● **Problem to work on**: Print, please, exactly and only the lines between the line holding "Recreate this image" and the line holding "type Point = [number, number];", inclusive, omitting any pictures.

======== Listed entries ========

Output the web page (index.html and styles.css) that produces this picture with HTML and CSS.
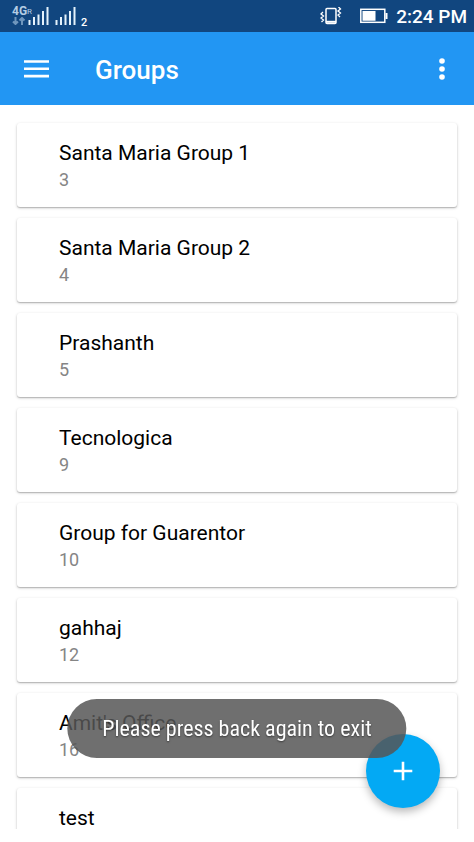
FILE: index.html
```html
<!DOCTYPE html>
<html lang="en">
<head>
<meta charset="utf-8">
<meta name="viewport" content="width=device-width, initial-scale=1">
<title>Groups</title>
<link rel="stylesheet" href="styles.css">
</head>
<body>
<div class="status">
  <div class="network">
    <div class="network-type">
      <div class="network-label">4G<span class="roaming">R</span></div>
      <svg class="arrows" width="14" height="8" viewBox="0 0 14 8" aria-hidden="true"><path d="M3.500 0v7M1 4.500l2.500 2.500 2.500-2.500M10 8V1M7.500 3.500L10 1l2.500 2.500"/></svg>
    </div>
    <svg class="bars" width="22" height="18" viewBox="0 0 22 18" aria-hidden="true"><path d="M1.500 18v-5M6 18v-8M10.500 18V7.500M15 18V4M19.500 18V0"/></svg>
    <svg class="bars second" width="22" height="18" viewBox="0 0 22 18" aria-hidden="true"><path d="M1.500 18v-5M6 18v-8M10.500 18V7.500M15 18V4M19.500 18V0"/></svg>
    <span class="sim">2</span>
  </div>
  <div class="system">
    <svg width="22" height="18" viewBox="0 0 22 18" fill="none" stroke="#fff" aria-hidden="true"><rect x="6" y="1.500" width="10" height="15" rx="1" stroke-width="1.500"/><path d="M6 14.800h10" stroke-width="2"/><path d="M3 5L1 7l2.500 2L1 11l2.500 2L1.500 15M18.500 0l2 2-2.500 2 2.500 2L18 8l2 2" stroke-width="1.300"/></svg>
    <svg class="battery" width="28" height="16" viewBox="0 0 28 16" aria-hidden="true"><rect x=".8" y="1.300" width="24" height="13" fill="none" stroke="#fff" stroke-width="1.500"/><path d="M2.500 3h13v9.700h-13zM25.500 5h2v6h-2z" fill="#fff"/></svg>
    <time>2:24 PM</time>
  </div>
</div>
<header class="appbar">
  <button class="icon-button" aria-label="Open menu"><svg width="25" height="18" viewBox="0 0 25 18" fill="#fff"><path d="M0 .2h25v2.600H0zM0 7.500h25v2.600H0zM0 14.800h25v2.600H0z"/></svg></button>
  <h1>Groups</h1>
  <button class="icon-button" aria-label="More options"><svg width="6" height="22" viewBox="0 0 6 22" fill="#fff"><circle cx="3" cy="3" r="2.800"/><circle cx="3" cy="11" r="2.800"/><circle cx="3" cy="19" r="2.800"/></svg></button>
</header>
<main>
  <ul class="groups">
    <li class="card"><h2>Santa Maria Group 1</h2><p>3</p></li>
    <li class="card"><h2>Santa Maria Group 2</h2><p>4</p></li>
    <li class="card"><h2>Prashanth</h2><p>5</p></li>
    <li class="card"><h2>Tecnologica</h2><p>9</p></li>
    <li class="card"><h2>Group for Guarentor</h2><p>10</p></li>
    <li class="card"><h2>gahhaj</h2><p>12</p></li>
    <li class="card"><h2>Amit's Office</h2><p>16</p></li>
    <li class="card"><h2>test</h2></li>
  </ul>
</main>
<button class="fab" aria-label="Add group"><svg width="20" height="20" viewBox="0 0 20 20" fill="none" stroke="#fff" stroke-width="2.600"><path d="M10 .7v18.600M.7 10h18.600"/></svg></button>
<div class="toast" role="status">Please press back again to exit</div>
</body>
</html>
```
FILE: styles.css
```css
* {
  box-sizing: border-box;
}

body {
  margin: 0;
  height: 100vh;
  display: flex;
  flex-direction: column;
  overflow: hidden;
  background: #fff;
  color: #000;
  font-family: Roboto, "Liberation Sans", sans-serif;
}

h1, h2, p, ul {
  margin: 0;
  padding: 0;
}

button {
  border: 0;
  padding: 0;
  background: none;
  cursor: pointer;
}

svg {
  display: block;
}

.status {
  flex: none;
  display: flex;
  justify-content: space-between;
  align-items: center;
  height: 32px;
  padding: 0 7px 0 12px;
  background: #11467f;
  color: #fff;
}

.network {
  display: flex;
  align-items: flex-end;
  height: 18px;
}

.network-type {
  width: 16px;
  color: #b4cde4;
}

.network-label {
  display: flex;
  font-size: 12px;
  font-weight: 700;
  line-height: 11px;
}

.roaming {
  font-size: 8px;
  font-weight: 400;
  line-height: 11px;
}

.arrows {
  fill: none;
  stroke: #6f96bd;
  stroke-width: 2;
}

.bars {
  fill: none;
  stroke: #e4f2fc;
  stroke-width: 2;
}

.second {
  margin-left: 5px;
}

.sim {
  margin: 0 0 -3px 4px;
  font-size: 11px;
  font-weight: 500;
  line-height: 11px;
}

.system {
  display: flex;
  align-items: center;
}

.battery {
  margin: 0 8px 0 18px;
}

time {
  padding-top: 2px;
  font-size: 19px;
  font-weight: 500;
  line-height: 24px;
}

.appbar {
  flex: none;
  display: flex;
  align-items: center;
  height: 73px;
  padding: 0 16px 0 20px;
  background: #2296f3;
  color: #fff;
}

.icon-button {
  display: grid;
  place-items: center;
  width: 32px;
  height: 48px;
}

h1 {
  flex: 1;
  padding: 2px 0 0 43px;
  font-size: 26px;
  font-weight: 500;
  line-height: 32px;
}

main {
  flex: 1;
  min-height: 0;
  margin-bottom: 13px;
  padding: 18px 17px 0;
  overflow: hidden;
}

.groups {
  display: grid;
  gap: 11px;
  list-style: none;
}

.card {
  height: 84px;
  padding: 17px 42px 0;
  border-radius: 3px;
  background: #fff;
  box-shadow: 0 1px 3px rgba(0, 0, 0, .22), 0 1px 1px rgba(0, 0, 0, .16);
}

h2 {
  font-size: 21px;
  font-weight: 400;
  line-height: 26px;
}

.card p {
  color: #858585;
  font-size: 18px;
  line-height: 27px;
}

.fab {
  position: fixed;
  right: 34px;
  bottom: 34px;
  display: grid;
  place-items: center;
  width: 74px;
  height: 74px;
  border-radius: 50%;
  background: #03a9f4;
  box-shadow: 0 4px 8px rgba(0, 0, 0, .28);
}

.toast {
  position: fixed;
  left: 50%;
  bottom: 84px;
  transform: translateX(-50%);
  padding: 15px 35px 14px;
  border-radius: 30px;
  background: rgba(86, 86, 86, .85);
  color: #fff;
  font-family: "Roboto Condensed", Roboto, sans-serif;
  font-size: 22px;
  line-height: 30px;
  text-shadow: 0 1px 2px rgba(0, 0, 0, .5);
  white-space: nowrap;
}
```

========
======== Listed entries ========

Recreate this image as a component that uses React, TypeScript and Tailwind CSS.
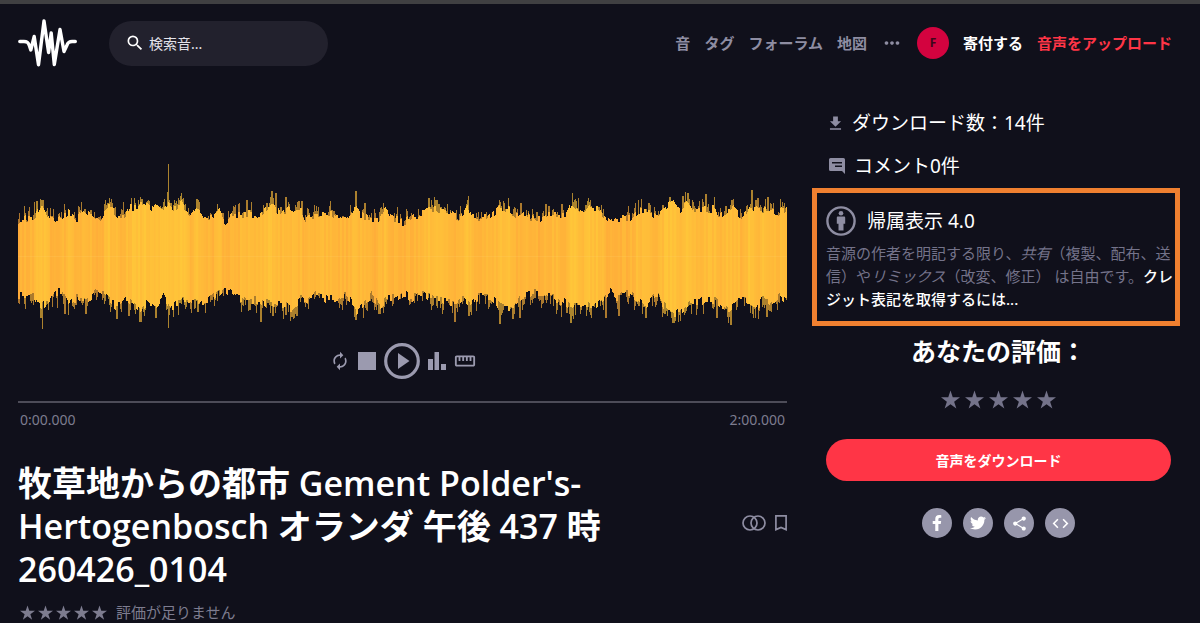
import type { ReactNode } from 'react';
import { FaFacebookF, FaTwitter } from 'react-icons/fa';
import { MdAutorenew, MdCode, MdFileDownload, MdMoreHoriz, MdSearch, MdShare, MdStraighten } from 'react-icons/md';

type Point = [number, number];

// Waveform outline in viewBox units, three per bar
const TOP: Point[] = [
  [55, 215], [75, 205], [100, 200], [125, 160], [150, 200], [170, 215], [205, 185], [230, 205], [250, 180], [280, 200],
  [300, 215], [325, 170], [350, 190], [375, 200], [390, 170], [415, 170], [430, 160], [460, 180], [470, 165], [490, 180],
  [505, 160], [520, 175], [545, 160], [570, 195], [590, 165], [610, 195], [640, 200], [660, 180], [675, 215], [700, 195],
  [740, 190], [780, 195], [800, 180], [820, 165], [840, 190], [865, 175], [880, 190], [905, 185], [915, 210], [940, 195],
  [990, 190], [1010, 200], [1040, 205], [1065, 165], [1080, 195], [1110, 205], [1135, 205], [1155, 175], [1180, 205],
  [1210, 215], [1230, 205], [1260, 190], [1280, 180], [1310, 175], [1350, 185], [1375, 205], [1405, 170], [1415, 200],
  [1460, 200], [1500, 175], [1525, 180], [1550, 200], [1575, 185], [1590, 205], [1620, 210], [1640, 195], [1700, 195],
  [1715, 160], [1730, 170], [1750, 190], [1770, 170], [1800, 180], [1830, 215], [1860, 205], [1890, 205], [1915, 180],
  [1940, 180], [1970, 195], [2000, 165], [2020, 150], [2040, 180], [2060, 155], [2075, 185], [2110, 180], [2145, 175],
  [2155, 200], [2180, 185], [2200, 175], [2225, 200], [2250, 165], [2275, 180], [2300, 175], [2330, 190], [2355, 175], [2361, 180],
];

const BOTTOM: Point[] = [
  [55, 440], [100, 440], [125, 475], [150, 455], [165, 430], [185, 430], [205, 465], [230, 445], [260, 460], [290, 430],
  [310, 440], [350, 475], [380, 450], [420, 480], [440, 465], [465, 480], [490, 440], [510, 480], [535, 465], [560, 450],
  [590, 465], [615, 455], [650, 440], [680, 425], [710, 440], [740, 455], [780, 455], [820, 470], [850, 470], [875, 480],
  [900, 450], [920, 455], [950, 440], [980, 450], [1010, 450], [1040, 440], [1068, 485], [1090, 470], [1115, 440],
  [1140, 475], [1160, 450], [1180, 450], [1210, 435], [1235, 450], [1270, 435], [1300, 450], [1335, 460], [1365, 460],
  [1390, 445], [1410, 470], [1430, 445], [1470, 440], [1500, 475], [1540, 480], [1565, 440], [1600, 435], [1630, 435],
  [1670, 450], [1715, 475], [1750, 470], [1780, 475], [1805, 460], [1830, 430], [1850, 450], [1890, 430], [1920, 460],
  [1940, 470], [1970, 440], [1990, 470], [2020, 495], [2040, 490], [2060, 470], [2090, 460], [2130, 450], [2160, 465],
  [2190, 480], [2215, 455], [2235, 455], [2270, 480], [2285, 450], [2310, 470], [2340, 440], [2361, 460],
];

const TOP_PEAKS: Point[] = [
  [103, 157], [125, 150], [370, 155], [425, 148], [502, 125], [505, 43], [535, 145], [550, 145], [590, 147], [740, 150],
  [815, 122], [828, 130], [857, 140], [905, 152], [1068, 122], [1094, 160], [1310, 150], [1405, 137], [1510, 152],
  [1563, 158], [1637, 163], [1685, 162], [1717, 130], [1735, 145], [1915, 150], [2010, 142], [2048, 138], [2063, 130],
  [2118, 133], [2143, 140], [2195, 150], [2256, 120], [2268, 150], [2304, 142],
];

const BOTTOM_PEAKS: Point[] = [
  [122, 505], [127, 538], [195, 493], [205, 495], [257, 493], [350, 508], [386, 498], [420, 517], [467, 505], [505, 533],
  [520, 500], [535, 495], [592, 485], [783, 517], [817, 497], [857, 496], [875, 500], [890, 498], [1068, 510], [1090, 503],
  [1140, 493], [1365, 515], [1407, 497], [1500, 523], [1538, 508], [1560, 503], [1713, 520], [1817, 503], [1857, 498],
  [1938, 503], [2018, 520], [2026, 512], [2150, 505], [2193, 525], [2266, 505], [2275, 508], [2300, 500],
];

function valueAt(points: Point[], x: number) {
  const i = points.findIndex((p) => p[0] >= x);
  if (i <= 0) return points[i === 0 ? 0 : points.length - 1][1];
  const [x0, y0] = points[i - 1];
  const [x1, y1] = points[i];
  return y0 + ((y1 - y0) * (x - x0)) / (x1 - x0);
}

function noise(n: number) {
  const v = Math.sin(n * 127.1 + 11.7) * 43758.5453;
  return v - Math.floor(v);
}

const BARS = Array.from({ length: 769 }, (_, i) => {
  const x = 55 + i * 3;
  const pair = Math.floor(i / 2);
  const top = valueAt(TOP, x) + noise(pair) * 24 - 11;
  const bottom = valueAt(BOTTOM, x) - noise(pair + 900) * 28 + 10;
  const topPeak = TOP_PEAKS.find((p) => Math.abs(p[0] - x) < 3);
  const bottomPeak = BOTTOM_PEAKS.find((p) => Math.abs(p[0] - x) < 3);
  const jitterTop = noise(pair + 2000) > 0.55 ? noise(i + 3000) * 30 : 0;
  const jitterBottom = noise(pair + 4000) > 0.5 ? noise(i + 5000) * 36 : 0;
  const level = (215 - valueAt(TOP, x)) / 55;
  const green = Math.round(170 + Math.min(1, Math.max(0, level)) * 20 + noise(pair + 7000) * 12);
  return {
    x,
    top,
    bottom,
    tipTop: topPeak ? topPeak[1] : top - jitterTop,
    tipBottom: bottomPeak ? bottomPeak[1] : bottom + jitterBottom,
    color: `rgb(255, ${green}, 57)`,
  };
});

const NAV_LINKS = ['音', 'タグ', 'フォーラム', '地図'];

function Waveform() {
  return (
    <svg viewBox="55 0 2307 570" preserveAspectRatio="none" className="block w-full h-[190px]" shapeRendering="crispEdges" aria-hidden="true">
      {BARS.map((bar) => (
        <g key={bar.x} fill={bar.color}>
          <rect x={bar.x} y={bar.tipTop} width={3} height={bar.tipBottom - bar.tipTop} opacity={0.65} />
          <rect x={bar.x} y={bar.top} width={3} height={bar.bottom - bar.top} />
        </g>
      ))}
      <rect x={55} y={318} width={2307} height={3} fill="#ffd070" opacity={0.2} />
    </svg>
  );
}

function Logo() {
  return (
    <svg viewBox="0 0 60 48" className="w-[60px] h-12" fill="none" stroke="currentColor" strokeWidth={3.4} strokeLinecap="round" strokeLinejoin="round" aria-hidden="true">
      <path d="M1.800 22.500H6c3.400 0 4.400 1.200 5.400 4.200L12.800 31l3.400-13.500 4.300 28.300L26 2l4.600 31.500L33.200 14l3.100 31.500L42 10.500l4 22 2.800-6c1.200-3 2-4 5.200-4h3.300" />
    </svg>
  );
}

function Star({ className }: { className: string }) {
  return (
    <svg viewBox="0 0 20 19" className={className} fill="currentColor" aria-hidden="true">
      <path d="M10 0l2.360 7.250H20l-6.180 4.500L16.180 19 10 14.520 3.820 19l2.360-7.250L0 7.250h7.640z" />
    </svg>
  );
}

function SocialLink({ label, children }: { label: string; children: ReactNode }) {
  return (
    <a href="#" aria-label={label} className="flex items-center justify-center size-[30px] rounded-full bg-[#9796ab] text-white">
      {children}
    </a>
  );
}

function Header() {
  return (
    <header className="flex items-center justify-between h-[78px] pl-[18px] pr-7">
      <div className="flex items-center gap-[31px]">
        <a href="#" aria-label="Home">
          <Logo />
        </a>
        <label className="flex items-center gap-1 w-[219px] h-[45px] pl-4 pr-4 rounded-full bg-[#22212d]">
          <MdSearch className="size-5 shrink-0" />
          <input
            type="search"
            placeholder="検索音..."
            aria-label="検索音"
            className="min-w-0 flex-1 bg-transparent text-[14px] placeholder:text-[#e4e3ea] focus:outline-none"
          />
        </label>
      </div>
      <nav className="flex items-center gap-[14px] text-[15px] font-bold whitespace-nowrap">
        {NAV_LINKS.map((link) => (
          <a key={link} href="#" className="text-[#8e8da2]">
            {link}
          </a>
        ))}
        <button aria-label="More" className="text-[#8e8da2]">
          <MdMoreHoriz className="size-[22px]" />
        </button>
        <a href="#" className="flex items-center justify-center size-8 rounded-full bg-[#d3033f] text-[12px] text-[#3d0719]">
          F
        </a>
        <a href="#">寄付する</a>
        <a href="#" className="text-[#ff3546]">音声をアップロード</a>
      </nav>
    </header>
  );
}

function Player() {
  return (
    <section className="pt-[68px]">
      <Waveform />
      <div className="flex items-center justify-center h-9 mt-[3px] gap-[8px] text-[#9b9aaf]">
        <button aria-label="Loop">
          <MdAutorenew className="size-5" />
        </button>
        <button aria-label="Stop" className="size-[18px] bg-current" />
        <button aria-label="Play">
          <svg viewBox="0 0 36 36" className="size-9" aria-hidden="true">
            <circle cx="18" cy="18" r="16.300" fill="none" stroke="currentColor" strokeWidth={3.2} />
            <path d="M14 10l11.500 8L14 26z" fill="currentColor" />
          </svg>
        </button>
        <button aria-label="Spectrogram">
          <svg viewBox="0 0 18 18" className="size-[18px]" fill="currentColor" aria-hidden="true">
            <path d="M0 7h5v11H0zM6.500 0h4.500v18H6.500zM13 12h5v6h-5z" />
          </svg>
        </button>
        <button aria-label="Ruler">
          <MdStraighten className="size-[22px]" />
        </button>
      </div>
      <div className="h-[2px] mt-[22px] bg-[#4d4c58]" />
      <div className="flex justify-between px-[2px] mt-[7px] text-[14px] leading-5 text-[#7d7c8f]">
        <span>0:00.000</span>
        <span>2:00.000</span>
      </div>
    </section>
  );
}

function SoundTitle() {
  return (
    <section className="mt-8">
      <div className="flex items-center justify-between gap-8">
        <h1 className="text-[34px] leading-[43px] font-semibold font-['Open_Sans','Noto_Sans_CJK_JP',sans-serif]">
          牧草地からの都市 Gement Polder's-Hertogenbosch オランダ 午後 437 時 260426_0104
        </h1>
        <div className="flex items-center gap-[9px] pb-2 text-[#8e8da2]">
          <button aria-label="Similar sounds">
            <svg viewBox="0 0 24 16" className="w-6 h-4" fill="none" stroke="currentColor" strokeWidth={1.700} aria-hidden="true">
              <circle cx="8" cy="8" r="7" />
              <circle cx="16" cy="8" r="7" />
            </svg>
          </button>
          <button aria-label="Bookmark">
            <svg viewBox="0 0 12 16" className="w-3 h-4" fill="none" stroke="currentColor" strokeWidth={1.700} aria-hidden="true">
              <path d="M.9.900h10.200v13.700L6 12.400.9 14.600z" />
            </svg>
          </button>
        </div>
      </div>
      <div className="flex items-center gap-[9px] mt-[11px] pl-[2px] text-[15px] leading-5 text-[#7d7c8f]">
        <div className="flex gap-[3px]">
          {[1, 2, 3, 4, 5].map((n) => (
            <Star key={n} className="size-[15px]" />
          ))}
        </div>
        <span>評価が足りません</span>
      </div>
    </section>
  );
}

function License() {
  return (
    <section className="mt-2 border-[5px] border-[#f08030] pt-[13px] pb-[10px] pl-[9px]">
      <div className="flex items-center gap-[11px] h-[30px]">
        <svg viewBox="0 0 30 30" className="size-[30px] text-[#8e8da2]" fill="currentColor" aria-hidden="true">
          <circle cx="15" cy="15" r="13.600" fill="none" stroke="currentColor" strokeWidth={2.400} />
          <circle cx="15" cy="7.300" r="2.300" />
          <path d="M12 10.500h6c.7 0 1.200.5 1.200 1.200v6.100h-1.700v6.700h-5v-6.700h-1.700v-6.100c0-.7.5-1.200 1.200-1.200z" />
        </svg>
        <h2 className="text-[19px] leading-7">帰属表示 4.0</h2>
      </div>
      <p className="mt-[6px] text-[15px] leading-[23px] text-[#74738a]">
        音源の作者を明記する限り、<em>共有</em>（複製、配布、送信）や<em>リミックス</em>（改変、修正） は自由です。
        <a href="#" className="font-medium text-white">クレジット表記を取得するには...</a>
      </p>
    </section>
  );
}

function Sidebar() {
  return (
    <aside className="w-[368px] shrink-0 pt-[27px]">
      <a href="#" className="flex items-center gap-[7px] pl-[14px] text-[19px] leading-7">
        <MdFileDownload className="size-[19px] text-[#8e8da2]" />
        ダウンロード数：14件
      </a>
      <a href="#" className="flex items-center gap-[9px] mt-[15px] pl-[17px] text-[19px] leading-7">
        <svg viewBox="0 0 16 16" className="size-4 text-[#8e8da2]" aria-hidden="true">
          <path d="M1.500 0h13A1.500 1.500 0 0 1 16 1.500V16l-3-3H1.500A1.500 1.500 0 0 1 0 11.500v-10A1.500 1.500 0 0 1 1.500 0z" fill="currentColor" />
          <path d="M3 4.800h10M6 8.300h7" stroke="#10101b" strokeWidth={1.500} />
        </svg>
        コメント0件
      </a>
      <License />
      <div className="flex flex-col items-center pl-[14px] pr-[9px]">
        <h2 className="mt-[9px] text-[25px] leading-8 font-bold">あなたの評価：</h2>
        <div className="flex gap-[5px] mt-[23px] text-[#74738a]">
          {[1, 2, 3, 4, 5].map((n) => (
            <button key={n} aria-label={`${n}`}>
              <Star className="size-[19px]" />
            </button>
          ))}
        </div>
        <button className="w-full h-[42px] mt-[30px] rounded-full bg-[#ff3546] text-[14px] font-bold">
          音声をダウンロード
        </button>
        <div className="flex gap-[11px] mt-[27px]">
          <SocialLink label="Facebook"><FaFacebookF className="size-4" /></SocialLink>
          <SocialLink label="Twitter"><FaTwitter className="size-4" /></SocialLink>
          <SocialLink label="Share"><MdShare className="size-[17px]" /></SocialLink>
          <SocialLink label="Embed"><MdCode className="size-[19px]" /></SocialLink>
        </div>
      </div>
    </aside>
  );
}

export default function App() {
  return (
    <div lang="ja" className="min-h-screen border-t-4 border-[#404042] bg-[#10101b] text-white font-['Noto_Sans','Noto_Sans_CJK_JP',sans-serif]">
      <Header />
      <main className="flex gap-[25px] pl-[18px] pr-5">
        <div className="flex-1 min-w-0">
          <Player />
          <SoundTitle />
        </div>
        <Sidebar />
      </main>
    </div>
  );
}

========

● **Solved problem**:
Recreate this image as a component that uses React, TypeScript and Tailwind CSS.
import type { ReactNode } from 'react';
import { FaFacebookF, FaTwitter } from 'react-icons/fa';
import { MdAutorenew, MdCode, MdFileDownload, MdMoreHoriz, MdSearch, MdShare, MdStraighten } from 'react-icons/md';

type Point = [number, number];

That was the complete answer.